Demansionamento e dequalificazione professionale del lavoratore: per il danno occorre la prova

La Corte di Cassazione con l’ordinanza 18 maggio 2021 n. 13536, ha affermato che in tema di demansionamento e di dequalificazione professionale, il riconoscimento del diritto del lavoratore al risarcimento del danno professionale non può prescindere da una specifica allegazione sulla natura e sulle caratteristiche del pregiudizio lamentato, atteso che non ricorre automaticamente in tutti i casi di inadempimento datoriale.

Grava, quindi, sul lavoratore l’onere di provare l’esistenza del danno lamentato, la natura e le caratteristiche del pregiudizio subito, nonché il relativo nesso causale con l’inadempimento del datore di lavoro.
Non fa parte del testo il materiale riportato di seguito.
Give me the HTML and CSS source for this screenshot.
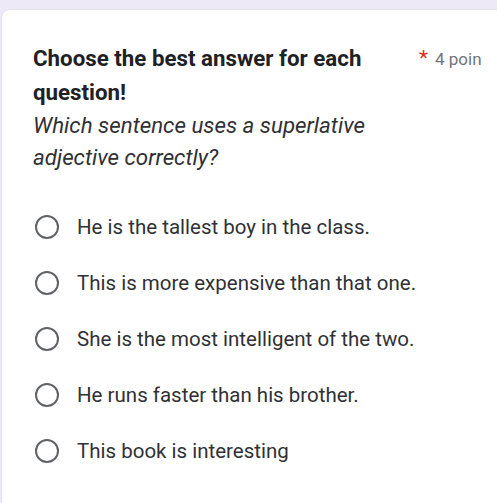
FILE: index.html
```html
<!DOCTYPE html>
<html lang="en">
<head>
<meta charset="utf-8">
<link rel="stylesheet" href="styles.css">
</head>
<body>
<div class="page">
  <div class="card">
    <div class="head">
      <div class="question">
        <div class="title">Choose the best answer for each question!</div>
        <div class="desc">Which sentence uses a superlative adjective correctly?</div>
      </div>
      <div class="points"><span class="req">*</span><span class="pts">4 poin</span></div>
    </div>
    <ul class="options">
      <li class="option"><span class="radio"></span><span class="label">He is the tallest boy in the class.</span></li>
      <li class="option"><span class="radio"></span><span class="label">This is more expensive than that one.</span></li>
      <li class="option"><span class="radio"></span><span class="label">She is the most intelligent of the two.</span></li>
      <li class="option"><span class="radio"></span><span class="label">He runs faster than his brother.</span></li>
      <li class="option"><span class="radio"></span><span class="label">This book is interesting</span></li>
    </ul>
  </div>
</div>
</body>
</html>
```
FILE: styles.css
```css
html, body {
  margin: 0;
  padding: 0;
  background: #ede9f6;
  overflow: hidden;
}
.page {
  width: 497px;
  height: 503px;
  padding-top: 9px;
  box-sizing: border-box;
  font-family: Roboto, "Noto Sans", sans-serif;
  color: #202124;
  overflow: hidden;
}
.card {
  margin-left: 1px;
  height: 494px;
  background: #fff;
  border: 1px solid #e4e4e8;
  border-right: none;
  border-bottom: none;
  border-radius: 9px 0 0 0;
  padding: 31px 0 0 31px;
  box-sizing: border-box;
}
.head {
  display: flex;
  align-items: flex-start;
}
.question {
  width: 346px;
}
.title {
  font-size: 22.3px;
  font-weight: 700;
  line-height: 34px;
  color: #202124;
}
.desc {
  font-size: 22.3px;
  font-style: italic;
  line-height: 32px;
  color: #303134;
}
.points {
  margin-left: 40px;
  font-size: 17px;
  line-height: 34px;
  color: #70757a;
  white-space: nowrap;
  display: flex;
  align-items: baseline;
}
.req {
  color: #d93025;
  font-size: 21px;
  margin-right: 7px;
}
.options {
  list-style: none;
  margin: 38px 0 0 0;
  padding: 0;
  display: flex;
  flex-direction: column;
  gap: 24px;
}
.option {
  display: flex;
  align-items: center;
  height: 32px;
}
.radio {
  width: 20px;
  height: 20px;
  border: 2.5px solid #5f6368;
  border-radius: 50%;
  margin-left: 2px;
  flex: none;
}
.label {
  margin-left: 18px;
  font-size: 20.5px;
  color: #303134;
}
```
Nella vicenda al vaglio della Corte il Tribunale  accoglieva il ricorso di un dipendente nei confronti della società di telecomunicazioni per cui lavorava riconoscendo l’inquadramento  superiore al dipendente.La corte di Appello riteneva che l’esistenza del danno non era stata provata.
Gli Ermellini rigettando il ricorso hanno chiarito che il riconoscimento del diritto al demansionamento non ricorre automaticamente ma occorre la prova dell’entità del danno con la descrizione delle lesioni patrimoniali e non subite dai comportamenti datoriali.